The OBR told the New Statesman ​that it was not aware of any errors in its 2015 forecast for corporate sector net lending, and that the forecast was based on the available data. It said the forecast for business investment has been revised down because of the uncertainty created by Brexit. 

Still, if the “Office of Budget Responsibility” was true to its name, it should be sounding off the alarm bells right about now. So far all we've got is one mention of private debt and a mild warning about the rise of personal debt from the Bank of England, which did not however connect the problem to austerity, and one fairly strong statement from a maverick columnist in the Daily Mail. Otherwise, silence. 

The only plausible explanation is that institutions like the Treasury, OBR, and to a degree as well the Bank of England can't, by definition, warn against the dangers of austerity, however alarming the situation, because they have been set up the way they have in order to justify austerity. It's important to emphasise that most professional economists have never supported Conservative policies in this regard. The policy was adopted because it was convenient to politicians; institutions were set up in order to support it; economists were hired in order to come up with arguments for austerity, rather than to judge whether it would be a good idea. At present, this situation has led us to the brink of disaster.

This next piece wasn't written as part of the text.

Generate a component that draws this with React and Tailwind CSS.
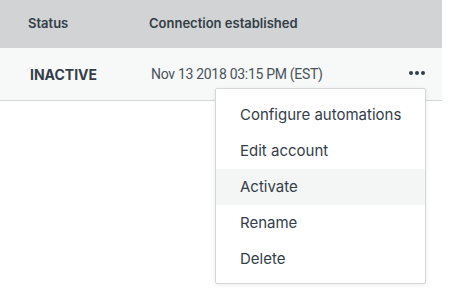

The last time there was a financial crash, the Queen famously asked: why was no one able to foresee this? We now have the tools. Perhaps the most important task for a public inquiry will be to finally ask: what is the real purpose of the institutions that are supposed to foresee such matters, to what degree have they been politicised, and what would it take to turn them back into institutions that can at least inform us if we're staring into the lights of an oncoming train?